* Stated task *
Transcribe all of the material exactly. Any picture in it should be left out.

┄┄┄┄┄┄┄┄┄┄┄┄┄┄┄┄┄┄┄┄

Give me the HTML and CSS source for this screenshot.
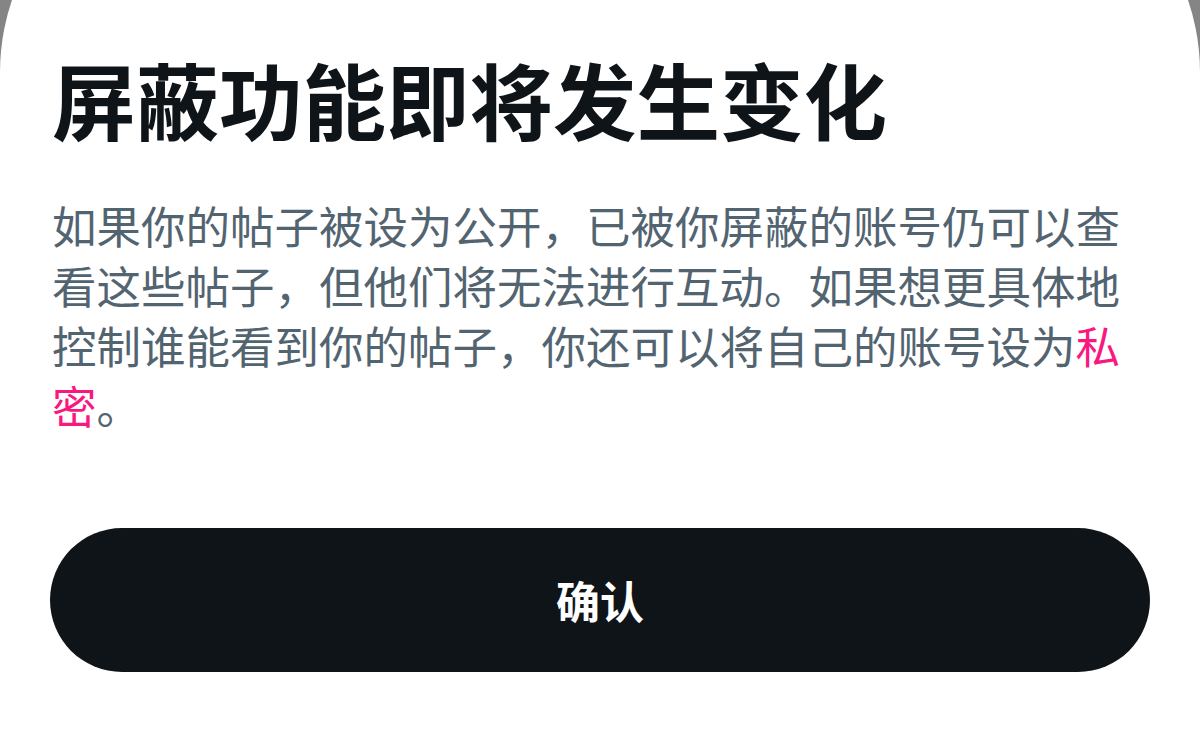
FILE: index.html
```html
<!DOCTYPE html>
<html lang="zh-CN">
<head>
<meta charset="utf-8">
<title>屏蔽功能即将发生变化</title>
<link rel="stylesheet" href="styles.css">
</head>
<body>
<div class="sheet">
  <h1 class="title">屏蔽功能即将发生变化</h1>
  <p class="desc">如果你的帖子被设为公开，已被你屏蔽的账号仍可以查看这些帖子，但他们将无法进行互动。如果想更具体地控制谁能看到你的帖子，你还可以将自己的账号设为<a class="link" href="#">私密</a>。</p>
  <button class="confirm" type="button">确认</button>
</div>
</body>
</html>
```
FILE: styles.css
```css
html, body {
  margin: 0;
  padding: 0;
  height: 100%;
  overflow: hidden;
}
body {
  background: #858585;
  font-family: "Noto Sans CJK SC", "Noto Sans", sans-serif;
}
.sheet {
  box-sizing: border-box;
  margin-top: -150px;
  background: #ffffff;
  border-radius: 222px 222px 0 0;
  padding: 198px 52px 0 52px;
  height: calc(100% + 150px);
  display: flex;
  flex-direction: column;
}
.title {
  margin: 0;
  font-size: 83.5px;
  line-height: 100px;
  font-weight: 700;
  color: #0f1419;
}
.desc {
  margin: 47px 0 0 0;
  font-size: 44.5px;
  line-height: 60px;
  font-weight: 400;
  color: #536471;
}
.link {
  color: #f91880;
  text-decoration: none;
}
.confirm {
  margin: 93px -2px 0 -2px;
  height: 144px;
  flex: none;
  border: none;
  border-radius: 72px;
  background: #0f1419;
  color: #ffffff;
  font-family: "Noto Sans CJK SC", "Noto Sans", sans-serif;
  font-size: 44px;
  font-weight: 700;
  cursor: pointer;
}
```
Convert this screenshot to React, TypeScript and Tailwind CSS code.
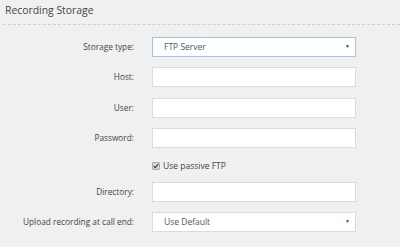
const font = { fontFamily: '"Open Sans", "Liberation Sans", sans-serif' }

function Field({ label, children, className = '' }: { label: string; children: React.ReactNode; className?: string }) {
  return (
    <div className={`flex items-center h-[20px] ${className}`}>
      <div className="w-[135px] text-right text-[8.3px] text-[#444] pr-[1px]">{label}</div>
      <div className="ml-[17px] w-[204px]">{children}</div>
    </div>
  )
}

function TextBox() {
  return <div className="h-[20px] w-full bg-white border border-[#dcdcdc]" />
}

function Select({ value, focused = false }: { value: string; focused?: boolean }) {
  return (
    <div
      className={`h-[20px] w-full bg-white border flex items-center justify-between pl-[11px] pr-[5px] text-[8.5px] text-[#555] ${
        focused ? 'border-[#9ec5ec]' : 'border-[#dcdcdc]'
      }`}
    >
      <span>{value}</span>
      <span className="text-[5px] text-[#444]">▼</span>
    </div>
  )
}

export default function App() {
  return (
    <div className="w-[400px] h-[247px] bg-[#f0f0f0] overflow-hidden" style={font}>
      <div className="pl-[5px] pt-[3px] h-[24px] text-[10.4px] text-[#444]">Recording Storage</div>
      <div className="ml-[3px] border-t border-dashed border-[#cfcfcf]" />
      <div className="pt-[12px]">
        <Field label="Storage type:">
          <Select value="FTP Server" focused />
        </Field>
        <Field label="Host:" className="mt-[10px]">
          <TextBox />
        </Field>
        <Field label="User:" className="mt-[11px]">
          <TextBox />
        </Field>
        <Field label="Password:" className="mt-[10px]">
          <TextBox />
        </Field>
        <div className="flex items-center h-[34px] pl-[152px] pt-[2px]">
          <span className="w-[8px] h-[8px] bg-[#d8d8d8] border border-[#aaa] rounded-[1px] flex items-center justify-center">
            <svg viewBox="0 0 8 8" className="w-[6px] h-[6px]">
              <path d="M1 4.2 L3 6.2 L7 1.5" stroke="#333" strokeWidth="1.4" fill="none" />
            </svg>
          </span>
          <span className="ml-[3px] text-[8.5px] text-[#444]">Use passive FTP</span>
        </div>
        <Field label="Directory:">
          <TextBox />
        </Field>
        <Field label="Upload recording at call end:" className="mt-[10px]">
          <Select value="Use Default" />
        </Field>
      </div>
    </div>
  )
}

┄┄┄┄┄┄┄┄┄┄┄┄┄┄┄┄┄┄┄┄

* Correct output *
Give me the HTML and CSS source for this screenshot.
FILE: index.html
```html
<!DOCTYPE html>
<html lang="zh-CN">
<head>
<meta charset="utf-8">
<title>屏蔽功能即将发生变化</title>
<link rel="stylesheet" href="styles.css">
</head>
<body>
<div class="sheet">
  <h1 class="title">屏蔽功能即将发生变化</h1>
  <p class="desc">如果你的帖子被设为公开，已被你屏蔽的账号仍可以查看这些帖子，但他们将无法进行互动。如果想更具体地控制谁能看到你的帖子，你还可以将自己的账号设为<a class="link" href="#">私密</a>。</p>
  <button class="confirm" type="button">确认</button>
</div>
</body>
</html>
```
FILE: styles.css
```css
html, body {
  margin: 0;
  padding: 0;
  height: 100%;
  overflow: hidden;
}
body {
  background: #858585;
  font-family: "Noto Sans CJK SC", "Noto Sans", sans-serif;
}
.sheet {
  box-sizing: border-box;
  margin-top: -150px;
  background: #ffffff;
  border-radius: 222px 222px 0 0;
  padding: 198px 52px 0 52px;
  height: calc(100% + 150px);
  display: flex;
  flex-direction: column;
}
.title {
  margin: 0;
  font-size: 83.5px;
  line-height: 100px;
  font-weight: 700;
  color: #0f1419;
}
.desc {
  margin: 47px 0 0 0;
  font-size: 44.5px;
  line-height: 60px;
  font-weight: 400;
  color: #536471;
}
.link {
  color: #f91880;
  text-decoration: none;
}
.confirm {
  margin: 93px -2px 0 -2px;
  height: 144px;
  flex: none;
  border: none;
  border-radius: 72px;
  background: #0f1419;
  color: #ffffff;
  font-family: "Noto Sans CJK SC", "Noto Sans", sans-serif;
  font-size: 44px;
  font-weight: 700;
  cursor: pointer;
}
```
Convert this screenshot to React, TypeScript and Tailwind CSS code.
const font = { fontFamily: '"Open Sans", "Liberation Sans", sans-serif' }

function Field({ label, children, className = '' }: { label: string; children: React.ReactNode; className?: string }) {
  return (
    <div className={`flex items-center h-[20px] ${className}`}>
      <div className="w-[135px] text-right text-[8.3px] text-[#444] pr-[1px]">{label}</div>
      <div className="ml-[17px] w-[204px]">{children}</div>
    </div>
  )
}

function TextBox() {
  return <div className="h-[20px] w-full bg-white border border-[#dcdcdc]" />
}

function Select({ value, focused = false }: { value: string; focused?: boolean }) {
  return (
    <div
      className={`h-[20px] w-full bg-white border flex items-center justify-between pl-[11px] pr-[5px] text-[8.5px] text-[#555] ${
        focused ? 'border-[#9ec5ec]' : 'border-[#dcdcdc]'
      }`}
    >
      <span>{value}</span>
      <span className="text-[5px] text-[#444]">▼</span>
    </div>
  )
}

export default function App() {
  return (
    <div className="w-[400px] h-[247px] bg-[#f0f0f0] overflow-hidden" style={font}>
      <div className="pl-[5px] pt-[3px] h-[24px] text-[10.4px] text-[#444]">Recording Storage</div>
      <div className="ml-[3px] border-t border-dashed border-[#cfcfcf]" />
      <div className="pt-[12px]">
        <Field label="Storage type:">
          <Select value="FTP Server" focused />
        </Field>
        <Field label="Host:" className="mt-[10px]">
          <TextBox />
        </Field>
        <Field label="User:" className="mt-[11px]">
          <TextBox />
        </Field>
        <Field label="Password:" className="mt-[10px]">
          <TextBox />
        </Field>
        <div className="flex items-center h-[34px] pl-[152px] pt-[2px]">
          <span className="w-[8px] h-[8px] bg-[#d8d8d8] border border-[#aaa] rounded-[1px] flex items-center justify-center">
            <svg viewBox="0 0 8 8" className="w-[6px] h-[6px]">
              <path d="M1 4.2 L3 6.2 L7 1.5" stroke="#333" strokeWidth="1.4" fill="none" />
            </svg>
          </span>
          <span className="ml-[3px] text-[8.5px] text-[#444]">Use passive FTP</span>
        </div>
        <Field label="Directory:">
          <TextBox />
        </Field>
        <Field label="Upload recording at call end:" className="mt-[10px]">
          <Select value="Use Default" />
        </Field>
      </div>
    </div>
  )
}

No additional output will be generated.